Your objective – Collect all lines from the listing that include the string "components".

[Entries with page source code]
*-*-*

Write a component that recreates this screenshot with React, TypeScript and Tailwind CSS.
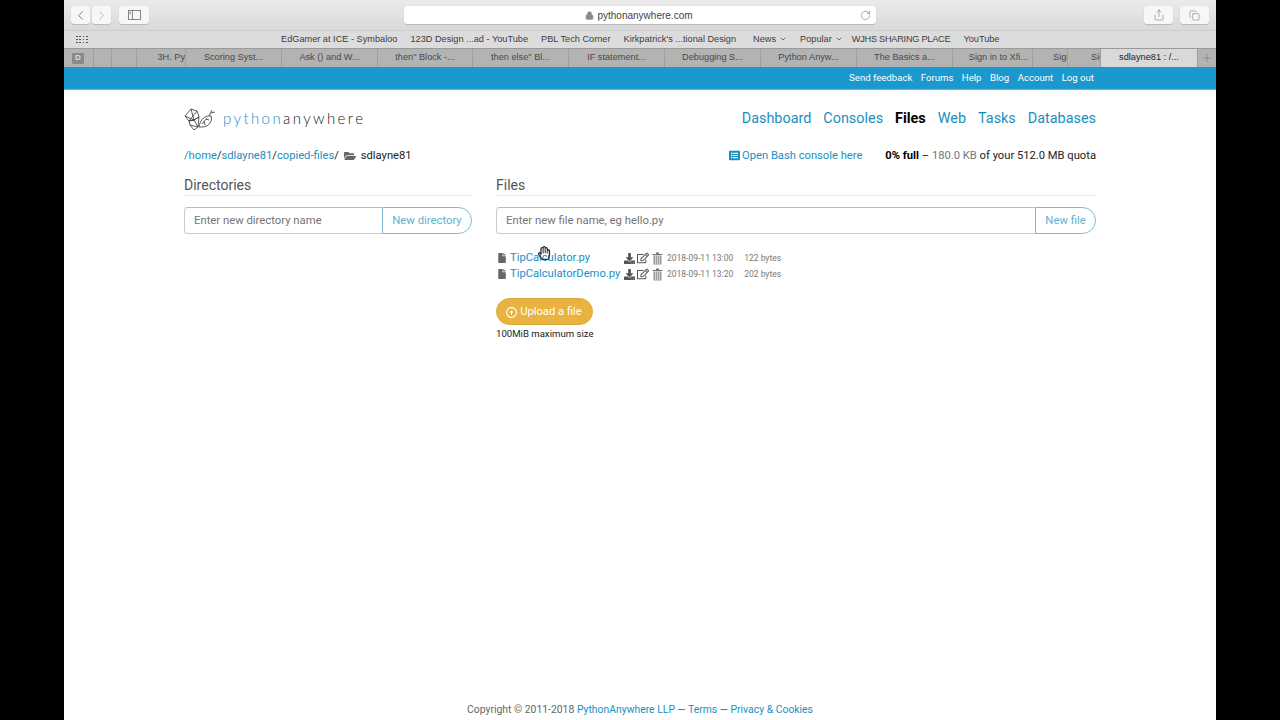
import { ChevronDown, ChevronLeft, ChevronRight, Lock, Plus, RotateCw, Share, Copy } from "lucide-react";
import { FaDownload, FaFile, FaFolderOpen, FaListAlt, FaRegEdit, FaRegHandPaper } from "react-icons/fa";
import { MdOutlineArrowCircleUp } from "react-icons/md";

const SAFARI = "font-['Liberation_Sans',sans-serif]";
const LINK = "text-[#1a8fbf]";

const bookmarks: { label: string; menu?: boolean; className?: string }[] = [
  { label: "EdGamer at ICE - Symbaloo" },
  { label: "123D Design ...ad - YouTube" },
  { label: "PBL Tech Corner" },
  { label: "Kirkpatrick's ...tional Design" },
  { label: "News", menu: true, className: "ml-[4px]" },
  { label: "Popular", menu: true },
  { label: "WJHS SHARING PLACE", className: "-ml-[4px] tracking-[-0.25px]" },
  { label: "YouTube" },
];

const tabs: { label: string; w: string; align?: string }[] = [
  { label: "", w: "w-[18px]" },
  { label: "", w: "w-[25px]" },
  { label: "3H. Py", w: "w-[49px]", align: "justify-end" },
  { label: "Scoring Syst...", w: "w-[96px]" },
  { label: "Ask () and W...", w: "w-[96px]" },
  { label: 'then" Block -...', w: "w-[95px]" },
  { label: 'then else" Bl...', w: "w-[96px]" },
  { label: "IF statement...", w: "w-[96px]" },
  { label: "Debugging S...", w: "w-[96px]" },
  { label: "Python Anyw...", w: "w-[96px]" },
  { label: "The Basics a...", w: "w-[96px]" },
  { label: "Sign in to Xfi...", w: "w-[80px]", align: "justify-end pr-1" },
  { label: "Sign", w: "w-[35px]", align: "justify-start pl-[20px]" },
  { label: "Sign", w: "w-[33px]", align: "justify-start pl-[23px]" },
];

const topLinks = ["Send feedback", "Forums", "Help", "Blog", "Account", "Log out"];
const navLinks = ["Dashboard", "Consoles", "Files", "Web", "Tasks", "Databases"];

const files = [
  { name: "TipCalculator.py", date: "2018-09-11 13:00", size: "122 bytes" },
  { name: "TipCalculatorDemo.py", date: "2018-09-11 13:20", size: "202 bytes" },
];

function ToolButton({ children, className }: { children: React.ReactNode; className: string }) {
  return (
    <div className={`flex h-[18px] items-center justify-center rounded-[3px] bg-[#f7f7f7] shadow-[0_1px_1px_#b8b8b8] ${className}`}>
      {children}
    </div>
  );
}

function Logo() {
  return (
    <svg width="32" height="24" viewBox="0 0 32 24" fill="none" stroke="#333" strokeWidth="0.8" strokeLinejoin="round">
      <path d="M1 9 L7 2 L13 4 L15 10 L10 13 L5 14 Z M7 2 L10 13 M13 4 L5 14 M1 9 L10 13" />
      <path d="M5 14 L10 13 L14 20 L10 23 L6 18 Z M10 13 L15 10 L14 20 M6 18 L14 20" />
      <path d="M15 20 C16 12 22 8 27 9 C29 14 25 21 15 20 Z M18 17 L23 11 M21 18 L20 14 M25 13 L22 12" />
      <path d="M25 9 L28 3 M27 6 L31 5" />
    </svg>
  );
}

function TrashIcon() {
  return (
    <svg width="11" height="13" viewBox="0 0 11 13" className="ml-[1px]">
      <path d="M0.5 2 H10.5 V3 H0.5 Z M4 0.5 H7 V2 H4 Z" fill="#777777" />
      <path d="M1.5 3.5 H9.5 V12.5 H1.5 Z" fill="#999999" />
      <path d="M3.5 4 V12 M5.5 4 V12 M7.5 4 V12" stroke="#e4e4e4" strokeWidth="0.8" />
    </svg>
  );
}

function InputGroup({ placeholder, button, inputClass, buttonClass }: { placeholder: string; button: string; inputClass: string; buttonClass: string }) {
  return (
    <div className="flex h-[27px] text-[11.3px]">
      <div className={`flex items-center rounded-l-[4px] border border-r-0 border-[#cccccc] border-t-[#bbbbbb] pl-[9px] pt-[1px] text-[#757575] ${inputClass}`}>
        {placeholder}
      </div>
      <div className={`flex items-center justify-center rounded-r-[14px] border border-[#7fb9d2] pt-[1px] text-[#5fb0d0] ${buttonClass}`}>
        {button}
      </div>
    </div>
  );
}

function SectionTitle({ children }: { children: React.ReactNode }) {
  return <h2 className="h-[21px] border-b border-[#d5eef5] text-[14px] leading-[20px] text-[#555555]">{children}</h2>;
}

export default function App() {
  return (
    <div className="flex h-[720px] w-[1280px] justify-center overflow-hidden bg-black">
      <div className="relative flex w-[1152px] flex-col bg-white">
        {/* safari toolbar */}
        <div className="flex h-[30px] items-center bg-gradient-to-b from-[#ebebeb] to-[#d9d9d9] px-[7px]">
          <div className="flex flex-1 items-center">
            <ToolButton className="w-[19px] text-[#666666]">
              <ChevronLeft size={15} strokeWidth={1.3} />
            </ToolButton>
            <ToolButton className="ml-[2px] w-[19px] text-[#aaaaaa]">
              <ChevronRight size={15} strokeWidth={1.3} />
            </ToolButton>
            <ToolButton className="ml-[8px] w-[30px]">
              <svg width="13" height="10" viewBox="0 0 13 10" fill="none" stroke="#666" strokeWidth="0.8">
                <rect x="0.5" y="0.5" width="12" height="9" />
                <path d="M4.5 0.5 V9.5" />
                <path d="M1.5 2.5 H3 M1.5 4 H3" />
              </svg>
            </ToolButton>
          </div>
          <div className="flex h-[18px] w-[472px] items-center rounded-[3px] bg-white shadow-[0_1px_1px_#b8b8b8]">
            <div className={`flex flex-1 items-center justify-center gap-[3px] pl-[14px] text-[10px] text-[#444444] ${SAFARI}`}>
              <Lock size={9} fill="#888888" stroke="#888888" />
              pythonanywhere.com
            </div>
            <RotateCw size={11} strokeWidth={1.2} className="mr-[5px] text-[#666666]" />
          </div>
          <div className="flex flex-1 items-center justify-end gap-[7px]">
            <ToolButton className="w-[29px] text-[#777777]">
              <Share size={12} strokeWidth={1.2} />
            </ToolButton>
            <ToolButton className="w-[29px] text-[#777777]">
              <Copy size={11} strokeWidth={1.2} />
            </ToolButton>
          </div>
        </div>

        {/* bookmarks */}
        <div className={`flex h-[18px] items-center border-t border-[#cdcdcd] bg-[#dcdcdc] text-[9.2px] text-[#3c3c3c] ${SAFARI}`}>
          <div className="ml-[12px] grid w-[12px] grid-cols-4 gap-[1.5px]">
            {Array.from({ length: 12 }).map((_, i) => (
              <span key={i} className="h-[1.5px] w-[1.5px] bg-[#555555]" />
            ))}
          </div>
          <div className="ml-[193px] flex items-center gap-[13px]">
            {bookmarks.map((b) => (
              <span key={b.label} className={`flex items-center gap-[3px] whitespace-nowrap ${b.className ?? ""}`}>
                {b.label}
                {b.menu && <ChevronDown size={8} strokeWidth={2} />}
              </span>
            ))}
          </div>
        </div>

        {/* tabs */}
        <div className={`flex h-[19px] border-t border-[#9a9a9a] bg-[#b3b3b3] text-[9.2px] text-[#4a4a4a] ${SAFARI}`}>
          <div className="flex w-[30px] items-center border-r border-[#9f9f9f] pl-[8px]">
            <span className="flex h-[11px] w-[12px] items-center justify-center rounded-[1px] bg-[#8a8a8a] text-[8px] font-bold text-[#dddddd]">D</span>
          </div>
          {tabs.map((t, i) => (
            <div key={i} className={`flex items-center justify-center overflow-hidden whitespace-nowrap border-r border-[#9f9f9f] ${t.w} ${t.align ?? ""}`}>
              {t.label}
            </div>
          ))}
          <div className="flex w-[96px] items-center justify-center bg-[#d9d9d9] text-[#222222]">sdlayne81 : /...</div>
          <div className="flex flex-1 items-center justify-center border-l border-[#9f9f9f] text-[#777777]">
            <Plus size={12} strokeWidth={1.2} />
          </div>
        </div>

        {/* page */}
        <div className="flex flex-1 flex-col font-['Roboto',sans-serif]">
          <div className="flex h-[23px] items-center justify-end gap-[8.5px] border-b border-[#5dbbdc] bg-[#1b98cd] pr-[122px] text-[9.6px] text-white">
            {topLinks.map((l) => (
              <span key={l}>{l}</span>
            ))}
          </div>

          <div className="flex flex-1 flex-col px-[120px]">
            <div className="mt-[17px] flex h-[24px] items-center justify-between">
              <div className="flex items-center">
                <Logo />
                <span className="mb-[2px] ml-[7px] font-['Lato',sans-serif] text-[15px] font-light tracking-[2.4px] text-[#222222]">
                  <span className="text-[#1a8fbf]">python</span>anywhere
                </span>
              </div>
              <nav className="flex items-center gap-[12px] text-[14.4px]">
                {navLinks.map((l) => (
                  <span key={l} className={l === "Files" ? "font-bold text-black" : LINK}>
                    {l}
                  </span>
                ))}
              </nav>
            </div>

            <div className="mt-[15px] flex h-[20px] items-center justify-between text-[11.2px]">
              <div className="flex items-center text-[#222222]">
                <span className={LINK}>/home</span>/<span className={LINK}>sdlayne81</span>/<span className={LINK}>copied-files</span>/
                <FaFolderOpen size={12} className="ml-[5px] mr-[5px] text-[#666666]" />
                sdlayne81
              </div>
              <div className="flex items-center">
                <span className={`flex items-center gap-[2px] ${LINK}`}>
                  <FaListAlt size={11} />
                  Open Bash console here
                </span>
                <span className="ml-[23px] text-[#222222]">
                  <b className="text-black">0% full</b> – <span className="text-[#777777]">180.0 KB</span> of your 512.0 MB quota
                </span>
              </div>
            </div>

            <div className="mt-[9px] flex gap-[24px]">
              <section className="w-[288px]">
                <SectionTitle>Directories</SectionTitle>
                <div className="mt-[11px]">
                  <InputGroup placeholder="Enter new directory name" button="New directory" inputClass="w-[198px]" buttonClass="w-[90px]" />
                </div>
              </section>

              <section className="flex-1">
                <SectionTitle>Files</SectionTitle>
                <div className="mt-[11px]">
                  <InputGroup placeholder="Enter new file name, eg hello.py" button="New file" inputClass="w-[539px]" buttonClass="w-[61px]" />
                </div>

                <div className="mt-[16px] text-[11.2px]">
                  {files.map((f) => (
                    <div key={f.name} className="flex h-[16px] items-center">
                      <FaFile size={10} className="ml-[1px] text-[#666666]" />
                      <span className={`ml-[3px] w-[114px] whitespace-nowrap pt-[1px] ${LINK}`}>{f.name}</span>
                      <span className="flex items-center gap-[2px] text-[#555555]">
                        <FaDownload size={11} />
                        <FaRegEdit size={12} />
                        <TrashIcon />
                      </span>
                      <span className="ml-[4px] text-[8.5px] text-[#777777]">{f.date}</span>
                      <span className="ml-[11px] text-[8.5px] text-[#777777]">{f.size}</span>
                    </div>
                  ))}
                </div>

                <div className="mt-[16px] flex h-[27px] w-[97px] items-center justify-center gap-[2px] rounded-[14px] border border-[#d9a93f] bg-[#e8b33f] pr-[2px] pt-[1px] text-[11.2px] text-white">
                  <MdOutlineArrowCircleUp size={13} />
                  Upload a file
                </div>
                <p className="mt-[1px] text-[9.6px] leading-[16px] text-[#222222]">100MiB maximum size</p>
              </section>
            </div>

            <footer className="mt-auto flex h-[20px] items-center justify-center text-[10.4px] text-[#666666]">
              <span>
                Copyright © 2011-2018 <span className={LINK}>PythonAnywhere LLP</span> — <span className={LINK}>Terms</span> — <span className={LINK}>Privacy &amp; Cookies</span>
              </span>
            </footer>
          </div>
        </div>

        {/* mouse pointer */}
        <FaRegHandPaper size={14} className="absolute left-[473px] top-[246px] text-[#333333]" />
      </div>
    </div>
  );
}
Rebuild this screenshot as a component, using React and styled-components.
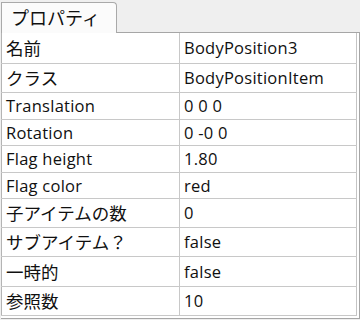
import React from 'react';
import styled, { createGlobalStyle } from 'styled-components';

const GlobalStyle = createGlobalStyle`
  html, body {
    margin: 0;
    padding: 0;
    background: #efefef;
  }
  body {
    font-family: "Open Sans", "Noto Sans CJK JP", sans-serif;
    color: #101010;
  }
`

const rows = [
  { name: '名前', value: 'BodyPosition3', cjk: true, h: 30 },
  { name: 'クラス', value: 'BodyPositionItem', cjk: true, h: 29 },
  { name: 'Translation', value: '0 0 0', h: 27 },
  { name: 'Rotation', value: '0 -0 0', h: 26 },
  { name: 'Flag height', value: '1.80', h: 27 },
  { name: 'Flag color', value: 'red', h: 26 },
  { name: '子アイテムの数', value: '0', cjk: true, h: 29 },
  { name: 'サブアイテム？', value: 'false', cjk: true, h: 29 },
  { name: '一時的', value: 'false', cjk: true, h: 30 },
  { name: '参照数', value: '10', cjk: true, h: 29 },
]

const App = () => {
  return (
    <>
      <GlobalStyle />
      <Window>
        <TabBar>
          <Tab>プロパティ</Tab>
        </TabBar>
        <Panel>
          <Grid>
            <tbody>
              {rows.map(r => (
                <Row key={r.name} $h={r.h}>
                  <NameCell $cjk={r.cjk}>{r.name}</NameCell>
                  <ValueCell>{r.value}</ValueCell>
                </Row>
              ))}
            </tbody>
          </Grid>
        </Panel>
      </Window>
    </>
  )
}

const Window = styled.div`
  width: 360px;
  height: 320px;
  display: flex;
  flex-direction: column;
  background: #efefef;
`
const TabBar = styled.div`
  height: 32px;
  display: flex;
  align-items: flex-end;
  padding-left: 1px;
`
const Tab = styled.div`
  width: 116px;
  height: 31px;
  box-sizing: border-box;
  border: 1px solid #a9a9a9;
  border-bottom: none;
  border-top-right-radius: 4px;
  background: #fbfbfb;
  font-size: 18px;
  line-height: 30px;
  padding-left: 9px;
  margin-bottom: -1px;
  position: relative;
  z-index: 1;
`
const Panel = styled.div`
  margin: 0 0 0 1px;
  width: 359px;
  height: 287px;
  box-sizing: border-box;
  border: 1px solid #a6a6a6;
  border-left: none;
  background: #ffffff;
  padding: 0 2px 0 0;
`
const Grid = styled.table`
  width: 356px;
  border-collapse: collapse;
  table-layout: fixed;
  border-right: 1px solid #c4c4c4;
  border-bottom: 1px solid #c4c4c4;
  border-left: 1px solid #b4b4b4;
`
const Row = styled.tr`
  height: ${p => p.$h}px;
  border-bottom: 1px solid #c8c8c8;
`
const NameCell = styled.td`
  width: 173px;
  padding: 0 0 0 4px;
  font-size: ${p => (p.$cjk ? '17.5px' : '16.5px')};
  letter-spacing: ${p => (p.$cjk ? '0' : '0.25px')};
  white-space: nowrap;
  border-right: 1px solid #c8c8c8;
  vertical-align: middle;
`
const ValueCell = styled.td`
  padding: 0 0 0 4px;
  font-size: 16.5px;
  letter-spacing: 0.25px;
  white-space: nowrap;
  vertical-align: middle;
`

export default App;
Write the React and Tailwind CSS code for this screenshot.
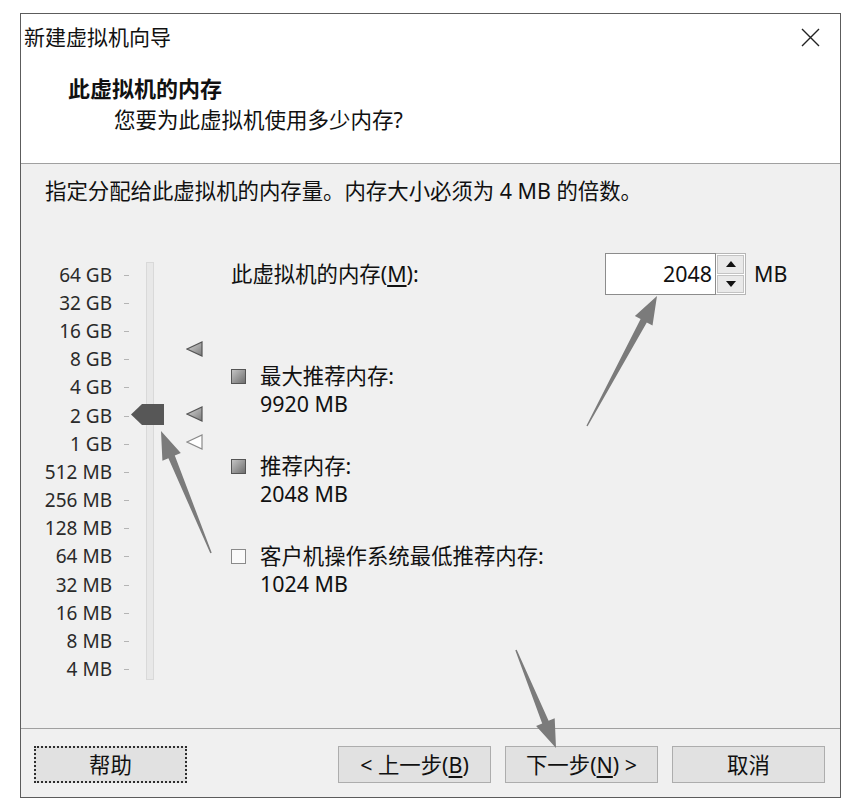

*-*-*

Task solution –
Rebuild this screenshot as a component, using React and styled-components.
import styled, { createGlobalStyle } from 'styled-components';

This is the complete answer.